** Request **
Tally the lines below that contain the word "index", and give only that number.

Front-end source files
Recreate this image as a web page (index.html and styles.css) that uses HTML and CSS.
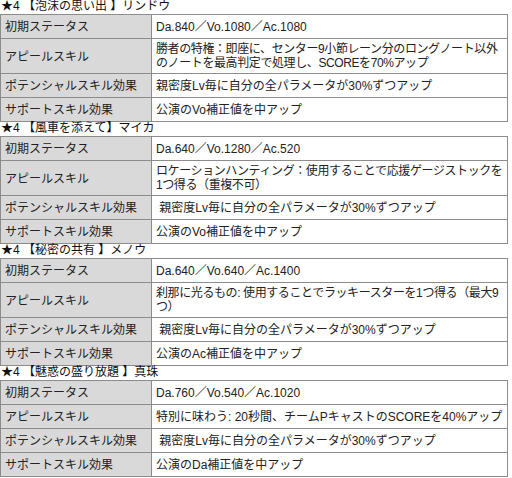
FILE: index.html
```html
<!DOCTYPE html>
<html lang="ja">
<head>
<meta charset="utf-8">
<link rel="stylesheet" href="styles.css">
</head>
<body>
<div class="title">★4 【泡沫の思い出 】リンドウ</div>
<table>
<tr><td class="k">初期ステータス</td><td>Da.840／Vo.1080／Ac.1080</td></tr>
<tr><td class="k">アピールスキル</td><td class="two">勝者の特権：即座に、センター9小節レーン分のロングノート以外<br>のノートを最高判定で処理し、SCOREを70%アップ</td></tr>
<tr><td class="k">ポテンシャルスキル効果</td><td>親密度Lv毎に自分の全パラメータが30%ずつアップ</td></tr>
<tr><td class="k">サポートスキル効果</td><td>公演のVo補正値を中アップ</td></tr>
</table>
<div class="title">★4 【風車を添えて】マイカ</div>
<table>
<tr><td class="k">初期ステータス</td><td>Da.640／Vo.1280／Ac.520</td></tr>
<tr><td class="k">アピールスキル</td><td class="two">ロケーションハンティング：使用することで応援ゲージストックを<br>1つ得る（重複不可）</td></tr>
<tr><td class="k">ポテンシャルスキル効果</td><td>&nbsp;親密度Lv毎に自分の全パラメータが30%ずつアップ</td></tr>
<tr><td class="k">サポートスキル効果</td><td>公演のVo補正値を中アップ</td></tr>
</table>
<div class="title">★4 【秘密の共有 】メノウ</div>
<table>
<tr><td class="k">初期ステータス</td><td>Da.640／Vo.640／Ac.1400</td></tr>
<tr><td class="k">アピールスキル</td><td class="two">刹那に光るもの: 使用することでラッキースターを1つ得る（最大9<br>つ）</td></tr>
<tr><td class="k">ポテンシャルスキル効果</td><td>&nbsp;親密度Lv毎に自分の全パラメータが30%ずつアップ</td></tr>
<tr><td class="k">サポートスキル効果</td><td>公演のAc補正値を中アップ</td></tr>
</table>
<div class="title">★4 【魅惑の盛り放題 】真珠</div>
<table>
<tr><td class="k">初期ステータス</td><td>Da.760／Vo.540／Ac.1020</td></tr>
<tr><td class="k">アピールスキル</td><td>特別に味わう: 20秒間、チームPキャストのSCOREを40%アップ</td></tr>
<tr><td class="k">ポテンシャルスキル効果</td><td>&nbsp;親密度Lv毎に自分の全パラメータが30%ずつアップ</td></tr>
<tr><td class="k">サポートスキル効果</td><td>公演のDa補正値を中アップ</td></tr>
</table>
</body>
</html>
```
FILE: styles.css
```css
body {
  margin: 0;
  background: #ffffff;
  font-family: "Liberation Sans", "Noto Sans CJK JP", sans-serif;
  font-size: 12px;
  color: #222222;
}
.title {
  height: 14px;
  line-height: 13px;
  padding-left: 1px;
  color: #111111;
}
table {
  border-collapse: collapse;
  width: 508px;
  table-layout: fixed;
}
td {
  border: 1px solid #8c8c8c;
  padding: 3px 4px 2px;
  height: 18px;
  line-height: 14px;
  vertical-align: middle;
  white-space: nowrap;
  overflow: hidden;
}
td.two {
  letter-spacing: -0.4px;
  padding-bottom: 3px;
}
td.k {
  width: 142px;
  background: #d9d9d9;
}
```
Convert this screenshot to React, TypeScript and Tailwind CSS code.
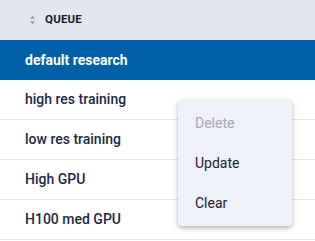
const rows = ['high res training', 'low res training', 'High GPU', 'H100 med GPU']

export default function App() {
  return (
    <div className="relative w-[315px] h-[241px] bg-white overflow-hidden font-['Roboto',sans-serif]">
      {/* Header */}
      <div className="h-10 bg-[#e4e7f1] flex items-center pl-[29px] gap-[9px]">
        <svg viewBox="0 0 8 12" className="w-[7px] h-[10px]" aria-hidden="true">
          <path d="M4 0.5 L7 4.5 H1 Z" fill="#9aa0ad" />
          <path d="M4 11.5 L7 7.5 H1 Z" fill="#9aa0ad" />
        </svg>
        <span className="text-[11.5px] font-bold uppercase text-[#0f1d33] tracking-[0.2px]">Queue</span>
      </div>

      {/* Selected row */}
      <div className="h-10 bg-[#0061a8] flex items-center pl-[25px]">
        <span className="text-[14px] font-bold text-white">default research</span>
      </div>

      {/* Rows */}
      {rows.map(r => (
        <div key={r} className="h-10 border-b border-[#e4e7f1] flex items-center pl-[25px]">
          <span className="text-[14px] font-medium text-[#1b2a44]">{r}</span>
        </div>
      ))}

      {/* Context menu */}
      <div className="absolute left-[178px] top-[100px] w-[114px] bg-[#eef0fa] rounded-[4px] shadow-[0_2px_4px_rgba(0,0,0,0.25),0_1px_8px_rgba(0,0,0,0.08)] py-[3px]">
        <div className="h-10 flex items-center pl-[17px] text-[14px] text-[#a6a9b3]">Delete</div>
        <div className="h-10 flex items-center pl-[17px] text-[14px] text-[#1f2230]">Update</div>
        <div className="h-10 flex items-center pl-[17px] text-[14px] text-[#1f2230]">Clear</div>
      </div>
    </div>
  )
}
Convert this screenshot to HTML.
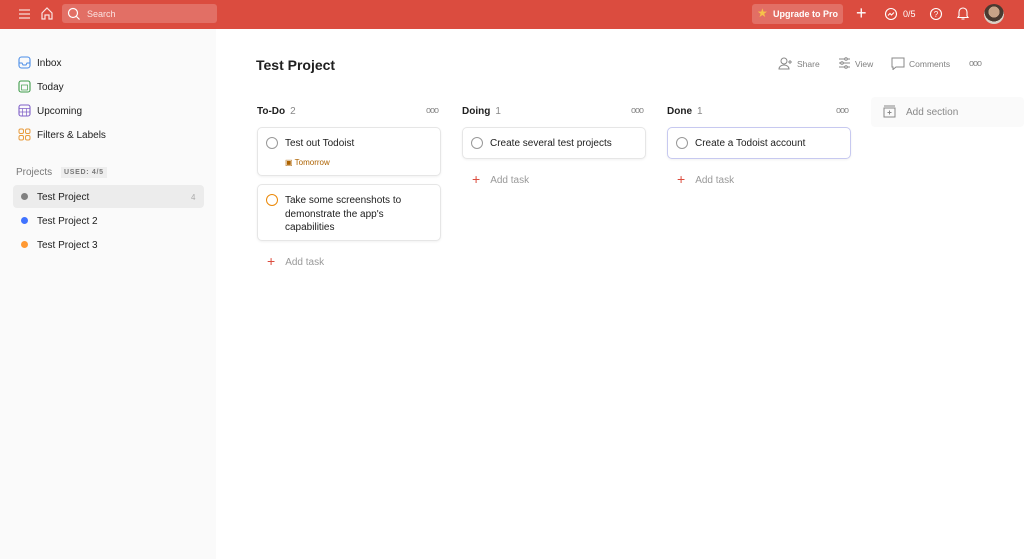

** Worked solution **
2